Deep Dive: How the Court Reached Its Decision
Introduction to the Court’s Reasoning
The Court of Appeals of Ohio upheld the trial court's decision to grant summary judgment to Frontier Leasing Corporation, focusing on the legal distinctions between the parties involved in the case. The court emphasized that the bankruptcy proceedings of Clarence E. Deal and his business entities did not release Frontier's claims against Star Auto Center, Inc. (Star) because they were legally distinct entities. This distinction meant that the contractual obligations between Frontier and Star were not affected by the inclusion of Star's shares in the Deals' bankruptcy estate.
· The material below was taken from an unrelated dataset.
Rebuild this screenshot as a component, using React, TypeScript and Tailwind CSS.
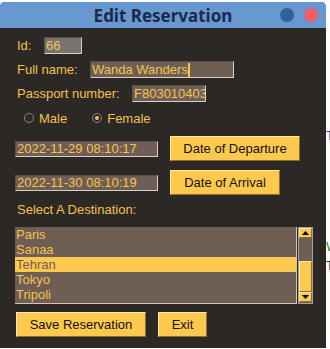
import { useState } from "react";

const cities = ["Paris", "Sanaa", "Tehran", "Tokyo", "Tripoli"];

function Field({ value, width, height = "h-[17px]", bg = "bg-[#6e5e54]", cursor = false }: { value: string; width: string; height?: string; bg?: string; cursor?: boolean }) {
  return (
    <div className={`${width} ${height} ${bg} border border-t-[#5a504a] border-l-[#5a504a] border-b-[#d8d0c8] border-r-[#d8d0c8] flex items-center pl-[1px] text-[13px] leading-none text-[#f6c54e] overflow-hidden`}>
      <span>{value}</span>
      {cursor && <span className="w-[2px] h-[14px] bg-[#f6c54e]" />}
    </div>
  );
}

function Btn({ label, width }: { label: string; width: string }) {
  return (
    <button
      type="button"
      className={`${width} h-[25px] bg-[#fcc94f] border border-t-[#ffe8a2] border-l-[#ffe8a2] border-b-[#8c6f2a] border-r-[#8c6f2a] text-[13px] text-[#111] flex items-center justify-center`}
    >
      {label}
    </button>
  );
}

export default function App() {
  const [gender, setGender] = useState("female");
  const [selected, setSelected] = useState("Tehran");

  return (
    <div className="w-[330px] h-[349px] bg-white flex overflow-hidden leading-none" style={{ fontFamily: '"Liberation Sans", Arial, sans-serif' }}>
      <div className="w-[326px] mt-[2px] h-[346px] flex flex-col rounded-t-[5px] overflow-hidden bg-[#2c2825]">
        {/* title bar */}
        <div className="h-[26px] shrink-0 bg-[#6898d0] grid grid-cols-[1fr_auto_1fr] items-center">
          <div />
          <div className="text-[17px] font-bold text-[#1c2a48] leading-none" style={{ fontFamily: '"Noto Sans", sans-serif' }}>
            Edit Reservation
          </div>
          <div className="flex justify-end items-center gap-[10px] pr-[8px]">
            <span className="w-[14px] h-[14px] rounded-full bg-[#30609e]" />
            <span className="w-[14px] h-[14px] rounded-full bg-[#ef5f68]" />
          </div>
        </div>

        <div className="flex flex-col text-[13px] text-[#f4c24d]">
          <div className="flex items-center h-[17px] mt-[9px] pl-[17px]">
            <span className="w-[27px]">Id:</span>
            <Field value="66" width="w-[38px]" bg="bg-[#777470]" />
          </div>
          <div className="flex items-center h-[17px] mt-[7px] pl-[17px]">
            <span className="w-[73px]">Full name:</span>
            <Field value="Wanda Wanders" width="w-[144px]" cursor />
          </div>
          <div className="flex items-center h-[17px] mt-[7px] pl-[17px]">
            <span className="w-[115px]">Passport number:</span>
            <Field value="F803010403" width="w-[74px]" />
          </div>

          <div className="flex items-center mt-[9px] pl-[24px] h-[14px]">
            <button type="button" onClick={() => setGender("male")} className="flex items-center gap-[5px]">
              <span className="w-[10px] h-[10px] rounded-full border border-[#8a8680] bg-[#2c2825] flex items-center justify-center">
                {gender === "male" && <span className="w-[4px] h-[4px] rounded-full bg-[#f4c24d]" />}
              </span>
              <span>Male</span>
            </button>
            <button type="button" onClick={() => setGender("female")} className="flex items-center gap-[5px] ml-[25px]">
              <span className="w-[10px] h-[10px] rounded-full border border-[#8a8680] bg-[#2c2825] flex items-center justify-center">
                {gender === "female" && <span className="w-[4px] h-[4px] rounded-full bg-[#f4c24d]" />}
              </span>
              <span>Female</span>
            </button>
          </div>

          <div className="flex items-center h-[25px] mt-[11px] pl-[15px] gap-[12px]">
            <Field value="2022-11-29 08:10:17" width="w-[143px]" height="h-[16px]" />
            <Btn label="Date of Departure" width="w-[130px]" />
          </div>
          <div className="flex items-center h-[25px] mt-[9px] pl-[15px] gap-[12px]">
            <Field value="2022-11-30 08:10:19" width="w-[143px]" height="h-[16px]" />
            <Btn label="Date of Arrival" width="w-[110px]" />
          </div>

          <div className="mt-[7px] pl-[17px] h-[15px] leading-[15px]">Select A Destination:</div>

          <div className="flex mt-[10px] ml-[15px] gap-[1px]">
            <div className="w-[282px] h-[77px] bg-[#6e5e54] border-b border-r border-b-[#d0c8c0] border-r-[#d0c8c0]">
              {cities.map((c) => (
                <div
                  key={c}
                  onClick={() => setSelected(c)}
                  className={`h-[15px] leading-[15px] pl-[1px] text-[13px] ${selected === c ? "bg-[#fcc94f] text-[#6e5e54]" : "text-[#f4c24d]"}`}
                >
                  {c}
                </div>
              ))}
            </div>
            <div className="w-[15px] h-[77px] bg-[#6e5e54] border border-[#a8a098] flex flex-col">
              <div className="h-[10px] bg-[#fcc94f] border border-t-[#ffe8a2] border-l-[#ffe8a2] border-b-[#8c6f2a] border-r-[#8c6f2a] flex items-center justify-center">
                <svg width="7" height="4" viewBox="0 0 7 4"><polygon points="3.5,0 7,4 0,4" fill="#000" /></svg>
              </div>
              <div className="h-[23px]" />
              <div className="h-[31px] bg-[#fcc94f] border border-t-[#ffe8a2] border-l-[#ffe8a2] border-b-[#8c6f2a] border-r-[#8c6f2a]" />
              <div className="h-[10px] bg-[#fcc94f] border border-t-[#ffe8a2] border-l-[#ffe8a2] border-b-[#8c6f2a] border-r-[#8c6f2a] flex items-center justify-center">
                <svg width="7" height="4" viewBox="0 0 7 4"><polygon points="0,0 7,0 3.5,4" fill="#000" /></svg>
              </div>
            </div>
          </div>

          <div className="flex mt-[8px] ml-[16px] gap-[12px]">
            <Btn label="Save Reservation" width="w-[130px]" />
            <Btn label="Exit" width="w-[49px]" />
          </div>
        </div>
      </div>
      <div className="flex-1 overflow-hidden flex flex-col text-[13px] leading-none">
        <span className="mt-[129px] text-[#1e40c0]">T</span>
        <span className="mt-[98px] text-[#1a8a30]">W</span>
        <span className="mt-[6px] text-[#1c2a60]">T</span>
      </div>
    </div>
  );
}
Impact of Bankruptcy on Claims
The court reasoned that the mere listing of Star's shares as part of the bankruptcy estate did not impact Frontier's ability to pursue its claims. It clarified that the inclusion of shares in a bankruptcy filing does not equate to the entity itself being part of the bankruptcy proceedings. Consequently, Appellant's argument that all claims against it were released because of the bankruptcy was deemed flawed, as it failed to recognize the separate legal status of Star and its obligations under the lease with Frontier.
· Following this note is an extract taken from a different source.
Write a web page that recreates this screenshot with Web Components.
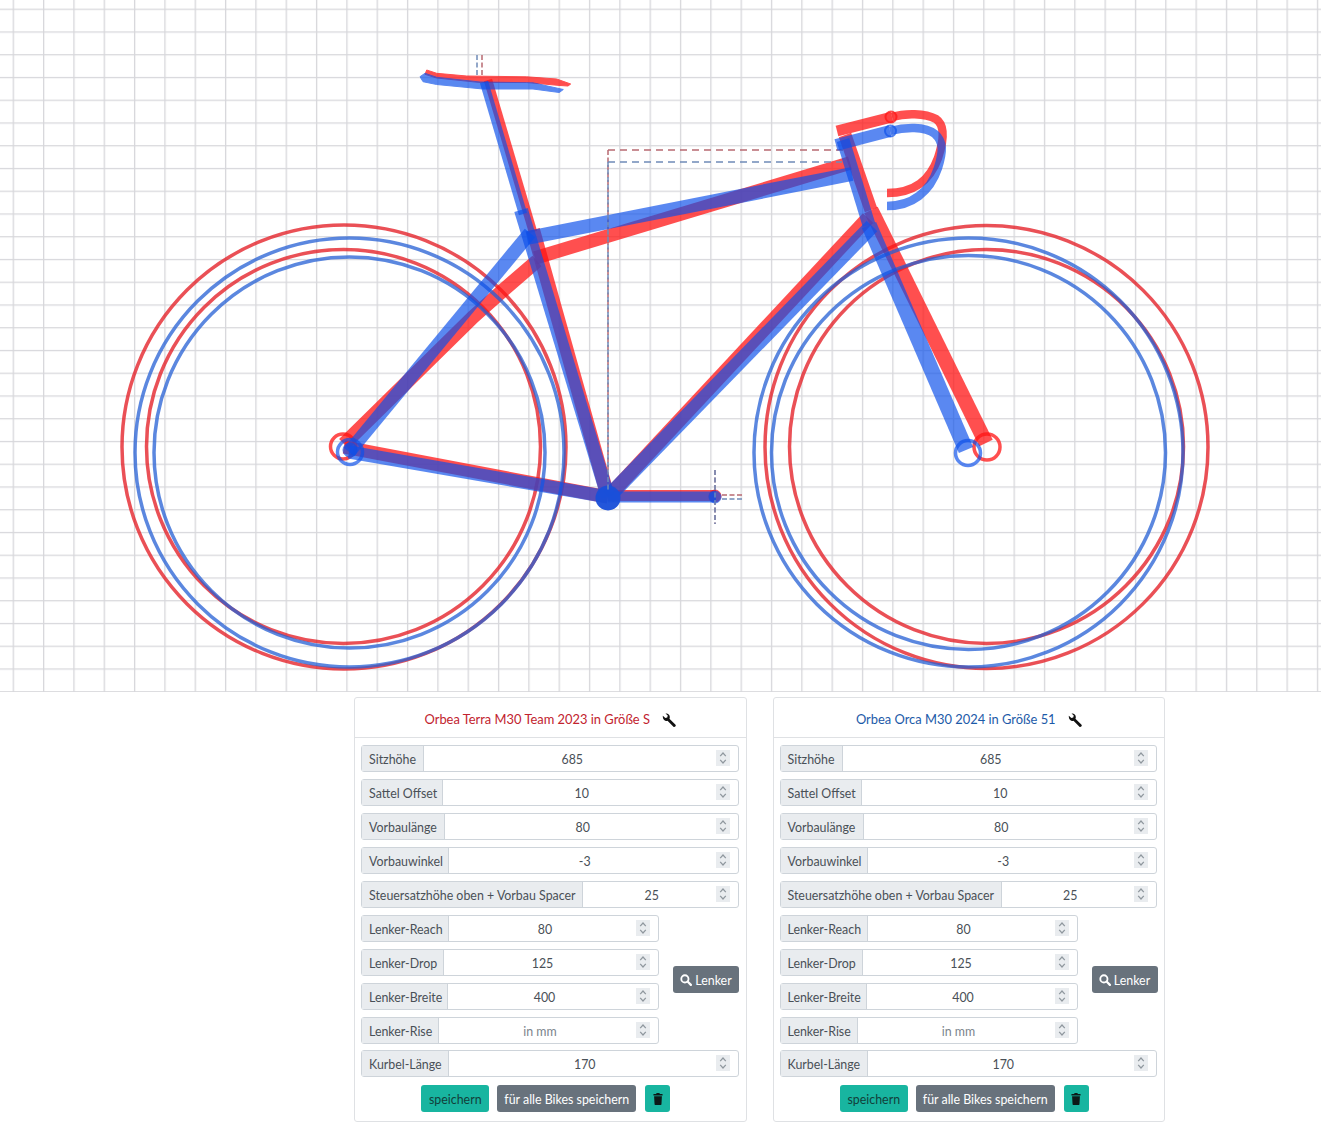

Ownership and Lease Agreement
The court also addressed the ownership of the front-end loader, asserting that it had been transferred to Frontier under the lease agreement. This transfer was significant because it indicated that the front-end loader should not have been listed as an asset in the bankruptcy estate. The court pointed out that the lease agreement clearly outlined the transfer of ownership, thereby reinforcing Frontier's right to reclaim the equipment despite the bankruptcy proceedings.
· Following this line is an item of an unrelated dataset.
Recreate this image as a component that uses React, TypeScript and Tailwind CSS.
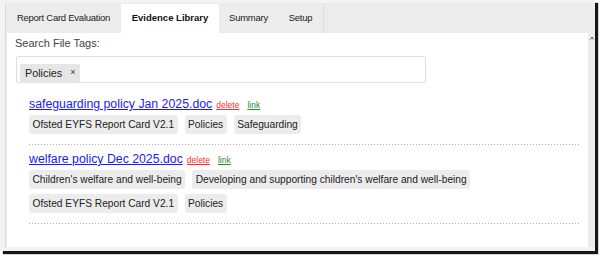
import React from 'react';

type FileItem = {
    name: string;
    tags: string[];
};

const files: FileItem[] = [
    {
        name: 'safeguarding policy Jan 2025.doc',
        tags: ['Ofsted EYFS Report Card V2.1', 'Policies', 'Safeguarding'],
    },
    {
        name: 'welfare policy Dec 2025.doc',
        tags: [
            "Children's welfare and well-being",
            "Developing and supporting children's welfare and well-being",
            'Ofsted EYFS Report Card V2.1',
            'Policies',
        ],
    },
];

const tabs = [
    { label: 'Report Card Evaluation', width: 'w-[115px]' },
    { label: 'Evidence Library', width: 'w-[98px]', active: true },
    { label: 'Summary', width: 'w-[59px]' },
    { label: 'Setup', width: 'w-[45px]' },
];

const App: React.FC = () => {
    return (
        <div className="w-[602px] h-[258px] bg-white font-['Liberation_Sans',Arial,sans-serif]">
            {/* window with the snip shadow */}
            <div className="relative w-[595px] h-[251px] bg-[#f3f3f3] shadow-[3px_3px_1px_#161616] pt-[3px] pl-[5px]">
                <div className="w-[590px] h-[244px] bg-[#ececec] border-l border-[#dadada] flex flex-col">
                    {/* Tabs */}
                    <div className="flex h-[30px] shrink-0">
                        {tabs.map((t) => (
                            <div
                                key={t.label}
                                className={`${t.width} flex items-center justify-center text-[9.5px] ${
                                    t.active
                                        ? 'bg-white font-bold text-[#111] mt-[1px]'
                                        : 'text-[#222] tracking-[-0.25px]'
                                }`}
                            >
                                {t.label}
                            </div>
                        ))}
                        <div className="w-px bg-[#dcdcdc]" />
                    </div>

                    {/* Panel */}
                    <div className="w-[581px] flex-1 bg-white ml-px pt-[3px]">
                        <div className="pl-[8px] text-[11px] leading-[14px] text-[#444]">Search File Tags:</div>
                        <div className="ml-[9px] mt-[6px] w-[410px] h-[27px] border border-[#dedede] rounded-[2px] pl-[3px] pt-[3px]">
                            <span className="inline-flex items-center h-[19px] w-[60px] bg-[#e6e6e6] rounded-[2px] pl-[5px] text-[10.8px] text-[#222]">
                                Policies
                                <span className="ml-[8px] text-[9px] text-[#333]">×</span>
                            </span>
                        </div>

                        <div className="ml-[22px] mr-[7px] mt-[14px]">
                            {files.map((f, i) => (
                                <div key={f.name} className={i > 0 ? 'mt-[7px]' : ''}>
                                    <div className="flex items-baseline h-[14px] leading-[14px]">
                                        <a href="#" className="text-[12.3px] text-[#1a1aff] underline">
                                            {f.name}
                                        </a>
                                        <a href="#" className="ml-[4px] text-[8.5px] text-[#ff2a2a] underline">
                                            delete
                                        </a>
                                        <a href="#" className="ml-[8px] text-[8.5px] text-[#2a8a2a] underline">
                                            link
                                        </a>
                                    </div>
                                    <div className="mt-[4px] flex flex-wrap gap-x-[7px] gap-y-[5px]">
                                        {f.tags.map((tag) => (
                                            <span
                                                key={tag}
                                                className="h-[19px] leading-[19px] px-[3.5px] bg-[#ececec] rounded-[3px] text-[10.2px] text-[#222]"
                                            >
                                                {tag}
                                            </span>
                                        ))}
                                    </div>
                                    <div className="mt-[10px] h-px bg-[linear-gradient(to_right,#b0b0b0_1px,transparent_1px)] bg-[length:3px_1px]" />
                                </div>
                            ))}
                        </div>
                    </div>
                </div>

                {/* tiny scroll caret on the right strip */}
                <svg className="absolute left-[590px] top-[36px]" width="4" height="4" viewBox="0 0 4 4">
                    <path d="M0.5 3.5 L2 1 L3.5 3.5" fill="none" stroke="#444" strokeWidth="0.9" />
                </svg>
            </div>
        </div>
    );
};

export default App;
Collateral Estoppel and Legal Precedents
The court examined the Appellant's argument regarding collateral estoppel, which seeks to prevent relitigation of issues that have already been decided in previous cases. However, it concluded that this doctrine did not apply, as Frontier was not a party to the bankruptcy proceedings. The court reiterated the criteria for collateral estoppel and found that since Frontier had not participated in the earlier legal context, the arguments concerning issue preclusion were unfounded.
Claims of Failure of Consideration
The court found the Appellant's assertion of failure of consideration to lack merit, as there was sufficient evidence demonstrating that the lease agreement included multiple promises and obligations. The court referenced the relevant legal principles that support the enforceability of contracts, emphasizing that the promises exchanged in the lease constituted adequate consideration. Therefore, the court determined that the lease agreement was valid and enforceable, which justified Frontier's claims against the Appellant.
Entitlement to Replevin and Monetary Judgment
Lastly, the court ruled that Frontier was entitled to both replevin of the front-end loader and a monetary judgment due to Star's default on the lease. It clarified that Frontier's ownership of the loader granted it the right to reclaim possession, while the outstanding indebtedness justified the monetary claim. The court concluded that the trial court acted correctly in granting Frontier's motion for summary judgment based on these findings, affirming the lower court's judgment in favor of the appellee.